Task objective
Select every line containing the word "that" from the material, and copy those lines.

Provided data
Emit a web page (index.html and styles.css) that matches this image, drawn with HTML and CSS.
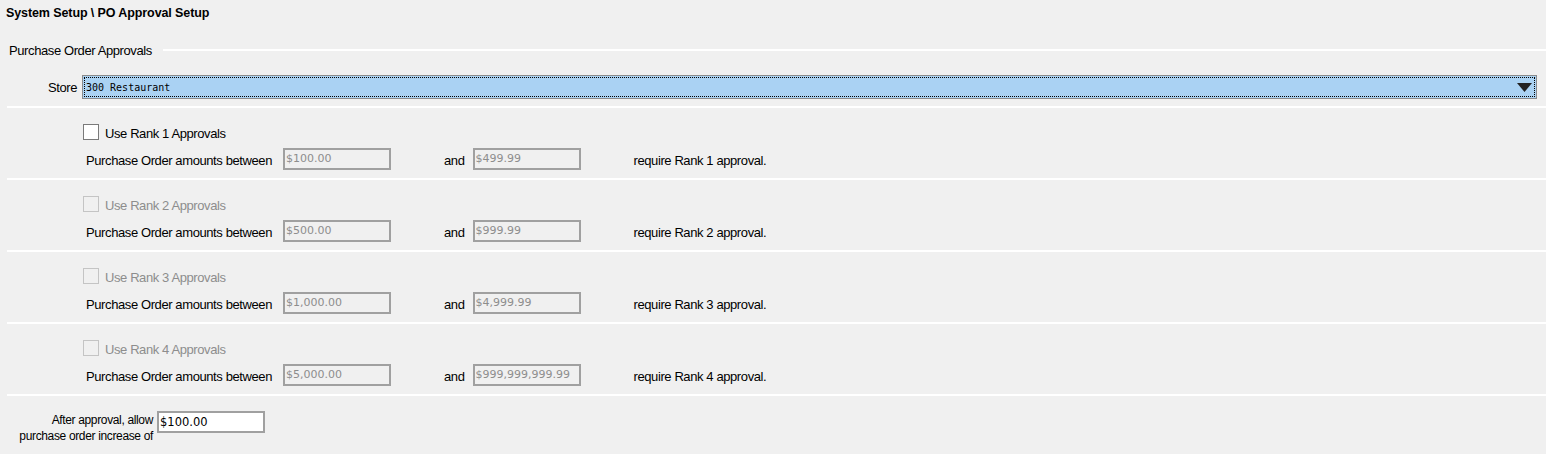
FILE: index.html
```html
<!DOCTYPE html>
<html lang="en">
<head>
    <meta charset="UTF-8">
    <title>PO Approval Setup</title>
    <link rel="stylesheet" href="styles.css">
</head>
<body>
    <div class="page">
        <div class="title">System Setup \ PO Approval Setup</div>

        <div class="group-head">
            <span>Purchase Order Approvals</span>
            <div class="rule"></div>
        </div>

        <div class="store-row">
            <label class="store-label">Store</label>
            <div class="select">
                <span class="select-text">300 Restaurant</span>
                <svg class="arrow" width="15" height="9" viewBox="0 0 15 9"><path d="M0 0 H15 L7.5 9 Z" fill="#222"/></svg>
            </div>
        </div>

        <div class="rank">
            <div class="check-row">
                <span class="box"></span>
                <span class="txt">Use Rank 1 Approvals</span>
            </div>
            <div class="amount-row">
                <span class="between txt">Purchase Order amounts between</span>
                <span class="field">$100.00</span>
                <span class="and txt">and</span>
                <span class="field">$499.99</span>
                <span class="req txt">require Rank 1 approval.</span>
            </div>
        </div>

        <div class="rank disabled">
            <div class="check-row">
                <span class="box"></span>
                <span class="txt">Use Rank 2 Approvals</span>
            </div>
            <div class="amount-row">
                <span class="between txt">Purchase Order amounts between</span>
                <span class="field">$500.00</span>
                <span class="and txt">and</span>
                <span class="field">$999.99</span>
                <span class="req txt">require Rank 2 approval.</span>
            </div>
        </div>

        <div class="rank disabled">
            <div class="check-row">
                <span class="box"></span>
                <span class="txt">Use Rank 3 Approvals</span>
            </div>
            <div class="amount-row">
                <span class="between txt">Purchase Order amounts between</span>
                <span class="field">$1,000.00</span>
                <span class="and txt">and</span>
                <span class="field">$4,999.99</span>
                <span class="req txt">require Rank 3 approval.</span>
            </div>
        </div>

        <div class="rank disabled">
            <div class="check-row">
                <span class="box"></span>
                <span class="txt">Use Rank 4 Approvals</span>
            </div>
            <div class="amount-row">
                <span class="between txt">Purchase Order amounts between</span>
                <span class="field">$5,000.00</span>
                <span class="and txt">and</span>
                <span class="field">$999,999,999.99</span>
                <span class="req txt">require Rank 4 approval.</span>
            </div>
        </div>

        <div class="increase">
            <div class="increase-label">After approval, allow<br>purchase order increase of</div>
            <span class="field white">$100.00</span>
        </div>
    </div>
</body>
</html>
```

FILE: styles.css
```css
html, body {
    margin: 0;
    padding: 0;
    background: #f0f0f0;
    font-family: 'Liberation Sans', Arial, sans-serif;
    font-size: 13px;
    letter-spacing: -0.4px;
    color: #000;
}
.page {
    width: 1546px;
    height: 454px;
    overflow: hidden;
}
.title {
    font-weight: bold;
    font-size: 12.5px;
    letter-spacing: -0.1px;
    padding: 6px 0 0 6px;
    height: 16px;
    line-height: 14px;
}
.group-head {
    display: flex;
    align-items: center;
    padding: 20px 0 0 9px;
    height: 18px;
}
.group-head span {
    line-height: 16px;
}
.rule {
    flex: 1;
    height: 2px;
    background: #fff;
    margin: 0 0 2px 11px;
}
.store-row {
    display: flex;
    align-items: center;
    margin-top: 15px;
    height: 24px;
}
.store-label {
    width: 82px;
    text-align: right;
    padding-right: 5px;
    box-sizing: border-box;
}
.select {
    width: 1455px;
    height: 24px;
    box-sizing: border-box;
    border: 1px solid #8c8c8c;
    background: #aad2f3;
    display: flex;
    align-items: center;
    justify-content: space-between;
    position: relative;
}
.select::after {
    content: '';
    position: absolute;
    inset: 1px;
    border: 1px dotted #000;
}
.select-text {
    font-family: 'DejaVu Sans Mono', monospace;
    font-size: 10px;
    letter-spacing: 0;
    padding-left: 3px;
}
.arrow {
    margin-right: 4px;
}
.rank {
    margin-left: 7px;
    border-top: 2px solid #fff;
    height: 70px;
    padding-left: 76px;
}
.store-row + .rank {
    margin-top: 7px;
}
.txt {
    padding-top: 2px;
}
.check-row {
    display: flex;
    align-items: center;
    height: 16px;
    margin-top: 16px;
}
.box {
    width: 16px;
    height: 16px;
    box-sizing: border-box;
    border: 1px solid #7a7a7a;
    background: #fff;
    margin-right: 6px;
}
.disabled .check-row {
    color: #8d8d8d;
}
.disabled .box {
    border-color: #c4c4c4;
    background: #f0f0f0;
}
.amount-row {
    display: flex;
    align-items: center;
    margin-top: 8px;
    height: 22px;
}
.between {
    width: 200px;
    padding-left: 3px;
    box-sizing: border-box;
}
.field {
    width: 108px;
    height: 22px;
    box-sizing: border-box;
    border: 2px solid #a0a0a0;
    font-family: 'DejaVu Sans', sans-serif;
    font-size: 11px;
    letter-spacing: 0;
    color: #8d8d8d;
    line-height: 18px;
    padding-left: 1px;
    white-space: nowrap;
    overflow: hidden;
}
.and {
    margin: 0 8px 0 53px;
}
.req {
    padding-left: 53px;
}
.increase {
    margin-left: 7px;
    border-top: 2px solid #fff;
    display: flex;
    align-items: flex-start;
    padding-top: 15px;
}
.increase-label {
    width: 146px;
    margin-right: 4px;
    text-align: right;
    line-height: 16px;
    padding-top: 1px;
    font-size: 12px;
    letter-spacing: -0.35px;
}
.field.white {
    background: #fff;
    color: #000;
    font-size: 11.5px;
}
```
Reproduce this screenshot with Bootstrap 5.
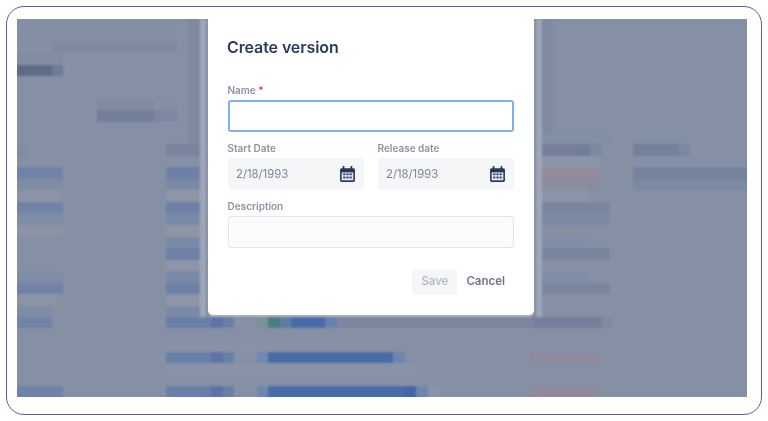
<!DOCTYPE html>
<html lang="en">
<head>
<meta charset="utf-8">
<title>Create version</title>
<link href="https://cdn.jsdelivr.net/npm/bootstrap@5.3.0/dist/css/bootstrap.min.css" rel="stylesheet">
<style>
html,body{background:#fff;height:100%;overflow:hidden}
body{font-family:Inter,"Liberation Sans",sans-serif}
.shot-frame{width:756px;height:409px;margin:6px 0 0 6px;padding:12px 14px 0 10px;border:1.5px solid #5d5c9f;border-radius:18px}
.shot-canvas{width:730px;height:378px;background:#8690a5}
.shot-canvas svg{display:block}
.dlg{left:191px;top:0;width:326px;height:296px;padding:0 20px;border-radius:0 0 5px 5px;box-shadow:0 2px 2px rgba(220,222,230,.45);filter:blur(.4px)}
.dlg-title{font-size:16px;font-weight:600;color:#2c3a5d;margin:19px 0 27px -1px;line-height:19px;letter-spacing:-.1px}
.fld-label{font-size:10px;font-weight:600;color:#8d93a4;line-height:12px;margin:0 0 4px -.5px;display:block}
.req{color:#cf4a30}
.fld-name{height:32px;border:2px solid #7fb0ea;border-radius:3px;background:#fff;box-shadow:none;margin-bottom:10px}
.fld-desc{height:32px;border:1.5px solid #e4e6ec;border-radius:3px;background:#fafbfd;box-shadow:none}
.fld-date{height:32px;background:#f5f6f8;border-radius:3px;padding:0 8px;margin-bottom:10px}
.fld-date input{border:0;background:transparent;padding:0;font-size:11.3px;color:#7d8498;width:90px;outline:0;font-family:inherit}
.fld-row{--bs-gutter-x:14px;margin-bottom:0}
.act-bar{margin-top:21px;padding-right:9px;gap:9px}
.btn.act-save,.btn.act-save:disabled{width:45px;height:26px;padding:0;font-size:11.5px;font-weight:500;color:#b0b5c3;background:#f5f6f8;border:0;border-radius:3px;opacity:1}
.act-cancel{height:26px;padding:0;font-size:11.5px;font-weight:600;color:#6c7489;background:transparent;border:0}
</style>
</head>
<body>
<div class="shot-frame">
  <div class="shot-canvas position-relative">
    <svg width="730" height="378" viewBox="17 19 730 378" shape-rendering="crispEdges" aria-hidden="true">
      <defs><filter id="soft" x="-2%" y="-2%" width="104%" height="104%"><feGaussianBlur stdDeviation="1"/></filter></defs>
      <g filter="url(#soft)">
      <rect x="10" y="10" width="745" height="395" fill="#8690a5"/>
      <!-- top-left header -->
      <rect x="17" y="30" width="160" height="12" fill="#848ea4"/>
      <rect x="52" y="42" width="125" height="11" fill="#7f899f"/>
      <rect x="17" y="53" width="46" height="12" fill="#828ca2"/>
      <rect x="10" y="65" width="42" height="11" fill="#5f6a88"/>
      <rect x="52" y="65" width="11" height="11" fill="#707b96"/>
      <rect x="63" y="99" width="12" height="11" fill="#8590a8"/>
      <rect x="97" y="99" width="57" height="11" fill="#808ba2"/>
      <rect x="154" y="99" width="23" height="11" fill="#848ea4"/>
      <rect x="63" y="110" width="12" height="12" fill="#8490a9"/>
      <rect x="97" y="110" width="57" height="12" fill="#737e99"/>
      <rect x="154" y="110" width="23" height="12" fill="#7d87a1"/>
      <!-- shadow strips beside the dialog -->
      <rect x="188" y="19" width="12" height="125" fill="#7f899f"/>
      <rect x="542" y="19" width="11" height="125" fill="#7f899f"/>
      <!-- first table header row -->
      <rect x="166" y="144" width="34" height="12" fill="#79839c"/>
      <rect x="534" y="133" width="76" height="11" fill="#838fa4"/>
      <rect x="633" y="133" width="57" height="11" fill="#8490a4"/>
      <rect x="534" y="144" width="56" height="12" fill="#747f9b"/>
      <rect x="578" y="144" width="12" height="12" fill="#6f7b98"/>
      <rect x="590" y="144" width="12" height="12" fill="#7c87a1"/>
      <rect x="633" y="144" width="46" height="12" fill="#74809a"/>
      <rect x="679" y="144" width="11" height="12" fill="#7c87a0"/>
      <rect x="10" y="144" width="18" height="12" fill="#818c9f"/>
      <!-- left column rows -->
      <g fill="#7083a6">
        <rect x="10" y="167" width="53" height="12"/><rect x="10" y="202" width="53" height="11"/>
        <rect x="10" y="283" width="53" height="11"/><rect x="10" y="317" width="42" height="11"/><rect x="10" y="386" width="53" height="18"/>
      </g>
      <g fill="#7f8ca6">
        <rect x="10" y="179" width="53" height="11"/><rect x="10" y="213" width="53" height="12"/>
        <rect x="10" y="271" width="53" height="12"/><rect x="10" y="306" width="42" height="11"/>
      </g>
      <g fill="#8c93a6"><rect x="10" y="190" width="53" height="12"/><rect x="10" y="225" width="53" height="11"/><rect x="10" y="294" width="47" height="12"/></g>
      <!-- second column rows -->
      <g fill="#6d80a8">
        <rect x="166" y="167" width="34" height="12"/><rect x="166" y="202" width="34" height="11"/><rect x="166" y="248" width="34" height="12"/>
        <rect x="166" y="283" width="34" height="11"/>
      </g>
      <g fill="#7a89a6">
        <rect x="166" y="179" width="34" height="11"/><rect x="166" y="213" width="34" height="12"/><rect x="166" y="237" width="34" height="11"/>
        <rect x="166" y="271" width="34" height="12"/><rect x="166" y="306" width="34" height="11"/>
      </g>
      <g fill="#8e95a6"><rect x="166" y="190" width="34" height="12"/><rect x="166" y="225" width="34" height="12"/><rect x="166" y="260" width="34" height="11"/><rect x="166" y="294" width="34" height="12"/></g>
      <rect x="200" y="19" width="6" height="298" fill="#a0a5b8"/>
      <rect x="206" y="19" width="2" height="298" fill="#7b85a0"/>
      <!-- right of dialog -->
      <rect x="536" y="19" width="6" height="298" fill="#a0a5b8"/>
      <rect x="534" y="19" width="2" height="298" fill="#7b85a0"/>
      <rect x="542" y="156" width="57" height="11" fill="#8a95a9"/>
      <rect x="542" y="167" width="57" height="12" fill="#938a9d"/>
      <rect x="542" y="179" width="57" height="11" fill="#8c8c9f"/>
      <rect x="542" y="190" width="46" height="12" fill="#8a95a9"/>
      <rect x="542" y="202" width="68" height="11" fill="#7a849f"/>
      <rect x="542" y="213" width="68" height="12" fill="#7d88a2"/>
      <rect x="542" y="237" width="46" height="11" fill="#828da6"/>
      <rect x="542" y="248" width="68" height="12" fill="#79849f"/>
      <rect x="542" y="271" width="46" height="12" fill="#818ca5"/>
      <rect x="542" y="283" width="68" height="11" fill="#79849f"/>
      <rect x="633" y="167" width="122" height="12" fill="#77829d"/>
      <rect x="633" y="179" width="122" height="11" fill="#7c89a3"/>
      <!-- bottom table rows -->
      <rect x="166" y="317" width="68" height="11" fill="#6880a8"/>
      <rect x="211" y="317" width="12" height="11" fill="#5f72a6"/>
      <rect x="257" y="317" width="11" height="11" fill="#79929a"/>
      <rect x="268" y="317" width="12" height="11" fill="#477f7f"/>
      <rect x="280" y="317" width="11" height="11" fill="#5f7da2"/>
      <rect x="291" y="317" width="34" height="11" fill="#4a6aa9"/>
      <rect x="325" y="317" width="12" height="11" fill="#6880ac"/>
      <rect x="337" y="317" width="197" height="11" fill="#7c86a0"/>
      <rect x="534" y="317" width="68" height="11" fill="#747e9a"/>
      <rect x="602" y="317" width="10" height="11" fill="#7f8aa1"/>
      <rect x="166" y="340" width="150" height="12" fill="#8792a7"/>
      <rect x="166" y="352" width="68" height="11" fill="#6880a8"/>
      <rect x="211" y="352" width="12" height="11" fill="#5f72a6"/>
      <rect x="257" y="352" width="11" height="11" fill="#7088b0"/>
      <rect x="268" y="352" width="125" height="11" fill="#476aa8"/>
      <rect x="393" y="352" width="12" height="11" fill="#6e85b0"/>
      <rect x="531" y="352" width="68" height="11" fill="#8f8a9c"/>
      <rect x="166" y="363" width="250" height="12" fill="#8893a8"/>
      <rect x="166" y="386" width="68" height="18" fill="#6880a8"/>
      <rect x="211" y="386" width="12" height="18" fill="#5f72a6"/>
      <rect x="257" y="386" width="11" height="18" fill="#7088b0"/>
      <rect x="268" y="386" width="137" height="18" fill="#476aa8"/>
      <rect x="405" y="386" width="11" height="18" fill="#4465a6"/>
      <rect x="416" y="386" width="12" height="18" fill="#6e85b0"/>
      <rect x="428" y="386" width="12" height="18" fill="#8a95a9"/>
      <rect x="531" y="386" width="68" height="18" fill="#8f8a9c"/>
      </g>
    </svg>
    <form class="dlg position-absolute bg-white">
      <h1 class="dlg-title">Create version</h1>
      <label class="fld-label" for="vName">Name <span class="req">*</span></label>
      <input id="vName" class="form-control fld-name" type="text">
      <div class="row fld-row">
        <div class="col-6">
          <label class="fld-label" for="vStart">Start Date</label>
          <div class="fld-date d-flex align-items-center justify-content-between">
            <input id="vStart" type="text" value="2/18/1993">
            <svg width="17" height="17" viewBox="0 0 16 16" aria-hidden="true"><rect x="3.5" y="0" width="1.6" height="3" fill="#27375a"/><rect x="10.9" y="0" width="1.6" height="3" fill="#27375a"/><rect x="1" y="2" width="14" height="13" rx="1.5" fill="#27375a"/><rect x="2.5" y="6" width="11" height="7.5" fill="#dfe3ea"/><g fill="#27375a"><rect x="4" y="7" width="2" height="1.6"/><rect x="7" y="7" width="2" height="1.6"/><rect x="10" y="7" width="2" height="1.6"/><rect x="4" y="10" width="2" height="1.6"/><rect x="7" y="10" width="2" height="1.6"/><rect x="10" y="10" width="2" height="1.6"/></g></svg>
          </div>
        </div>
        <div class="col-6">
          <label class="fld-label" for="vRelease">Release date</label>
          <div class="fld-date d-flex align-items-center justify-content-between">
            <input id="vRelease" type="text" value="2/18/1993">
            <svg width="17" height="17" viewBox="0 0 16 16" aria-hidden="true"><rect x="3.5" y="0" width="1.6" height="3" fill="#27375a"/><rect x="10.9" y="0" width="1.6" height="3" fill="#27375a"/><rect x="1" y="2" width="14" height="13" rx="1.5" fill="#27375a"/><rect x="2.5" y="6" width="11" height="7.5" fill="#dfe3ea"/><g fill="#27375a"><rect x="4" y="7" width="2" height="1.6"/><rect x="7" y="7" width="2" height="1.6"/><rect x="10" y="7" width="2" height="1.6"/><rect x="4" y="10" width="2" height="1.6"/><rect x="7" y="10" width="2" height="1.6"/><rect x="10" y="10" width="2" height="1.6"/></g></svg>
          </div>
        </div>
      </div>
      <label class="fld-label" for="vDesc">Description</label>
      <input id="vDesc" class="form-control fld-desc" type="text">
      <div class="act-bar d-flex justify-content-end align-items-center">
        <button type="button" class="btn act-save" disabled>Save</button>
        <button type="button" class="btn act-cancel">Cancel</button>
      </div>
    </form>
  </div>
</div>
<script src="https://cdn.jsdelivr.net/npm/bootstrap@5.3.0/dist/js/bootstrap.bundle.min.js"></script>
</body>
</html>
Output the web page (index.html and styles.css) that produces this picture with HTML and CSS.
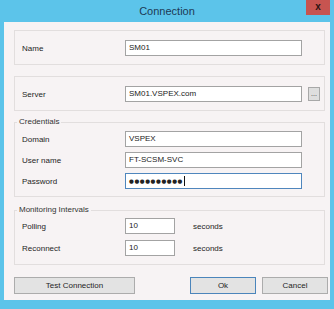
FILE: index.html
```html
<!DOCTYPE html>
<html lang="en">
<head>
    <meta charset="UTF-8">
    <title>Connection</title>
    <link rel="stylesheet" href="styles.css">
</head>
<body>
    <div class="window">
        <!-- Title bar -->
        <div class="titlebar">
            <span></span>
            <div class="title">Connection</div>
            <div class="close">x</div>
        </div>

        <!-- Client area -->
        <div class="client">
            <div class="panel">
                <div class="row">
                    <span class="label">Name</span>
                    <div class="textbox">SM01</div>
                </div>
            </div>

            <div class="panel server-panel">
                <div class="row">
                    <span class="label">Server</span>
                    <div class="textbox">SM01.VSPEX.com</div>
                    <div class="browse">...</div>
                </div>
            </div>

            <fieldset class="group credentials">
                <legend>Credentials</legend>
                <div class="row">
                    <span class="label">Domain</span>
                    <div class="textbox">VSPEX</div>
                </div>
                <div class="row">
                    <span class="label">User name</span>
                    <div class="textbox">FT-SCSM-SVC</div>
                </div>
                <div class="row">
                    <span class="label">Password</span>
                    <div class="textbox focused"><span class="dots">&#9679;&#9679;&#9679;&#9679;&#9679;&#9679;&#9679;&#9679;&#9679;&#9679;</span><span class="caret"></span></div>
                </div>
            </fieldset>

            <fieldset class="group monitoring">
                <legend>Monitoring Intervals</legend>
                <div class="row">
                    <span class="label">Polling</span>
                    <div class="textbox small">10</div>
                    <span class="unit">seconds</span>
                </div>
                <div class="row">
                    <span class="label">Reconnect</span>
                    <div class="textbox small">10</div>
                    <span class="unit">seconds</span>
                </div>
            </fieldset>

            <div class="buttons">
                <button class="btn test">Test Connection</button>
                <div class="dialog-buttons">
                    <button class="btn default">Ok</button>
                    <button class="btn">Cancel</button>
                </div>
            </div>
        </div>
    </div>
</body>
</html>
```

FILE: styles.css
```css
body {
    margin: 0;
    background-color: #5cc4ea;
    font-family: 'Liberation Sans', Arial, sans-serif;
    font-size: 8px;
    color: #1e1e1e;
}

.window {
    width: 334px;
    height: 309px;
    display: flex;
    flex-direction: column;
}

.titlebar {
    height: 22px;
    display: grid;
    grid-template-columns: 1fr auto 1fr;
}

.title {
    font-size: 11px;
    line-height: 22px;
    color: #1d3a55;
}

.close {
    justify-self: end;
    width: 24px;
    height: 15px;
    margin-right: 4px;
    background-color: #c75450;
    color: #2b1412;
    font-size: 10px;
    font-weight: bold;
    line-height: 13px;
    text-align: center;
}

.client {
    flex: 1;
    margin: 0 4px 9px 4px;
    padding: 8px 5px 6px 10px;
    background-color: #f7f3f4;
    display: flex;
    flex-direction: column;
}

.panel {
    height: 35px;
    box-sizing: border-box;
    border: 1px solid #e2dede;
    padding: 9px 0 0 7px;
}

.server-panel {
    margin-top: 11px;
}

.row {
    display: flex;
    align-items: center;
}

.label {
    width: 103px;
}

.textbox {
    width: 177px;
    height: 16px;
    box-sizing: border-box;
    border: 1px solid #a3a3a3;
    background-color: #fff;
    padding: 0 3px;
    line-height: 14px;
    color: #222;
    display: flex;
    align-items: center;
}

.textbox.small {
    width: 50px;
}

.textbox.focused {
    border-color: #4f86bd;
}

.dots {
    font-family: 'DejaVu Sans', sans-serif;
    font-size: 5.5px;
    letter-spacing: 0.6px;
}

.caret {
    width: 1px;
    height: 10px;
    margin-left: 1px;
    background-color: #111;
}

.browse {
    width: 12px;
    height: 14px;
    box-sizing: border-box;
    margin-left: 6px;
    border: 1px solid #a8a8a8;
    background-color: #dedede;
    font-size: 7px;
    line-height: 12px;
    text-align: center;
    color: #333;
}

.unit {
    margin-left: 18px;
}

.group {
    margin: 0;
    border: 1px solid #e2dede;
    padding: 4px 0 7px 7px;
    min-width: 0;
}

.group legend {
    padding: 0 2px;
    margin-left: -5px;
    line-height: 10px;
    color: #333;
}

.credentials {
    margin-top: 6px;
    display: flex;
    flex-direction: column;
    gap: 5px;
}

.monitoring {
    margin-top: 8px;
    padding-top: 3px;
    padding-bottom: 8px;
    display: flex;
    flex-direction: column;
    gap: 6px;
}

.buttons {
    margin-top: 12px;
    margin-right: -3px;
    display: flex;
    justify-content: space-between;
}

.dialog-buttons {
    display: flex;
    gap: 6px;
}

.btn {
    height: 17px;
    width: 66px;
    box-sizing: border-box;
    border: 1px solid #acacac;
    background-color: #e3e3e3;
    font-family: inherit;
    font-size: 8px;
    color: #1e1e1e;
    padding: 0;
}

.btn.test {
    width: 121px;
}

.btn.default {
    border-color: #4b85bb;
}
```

Output below
Emit a web page (index.html and styles.css) that matches this image, drawn with HTML and CSS.
Output the web page (index.html and styles.css) that produces this picture with HTML and CSS.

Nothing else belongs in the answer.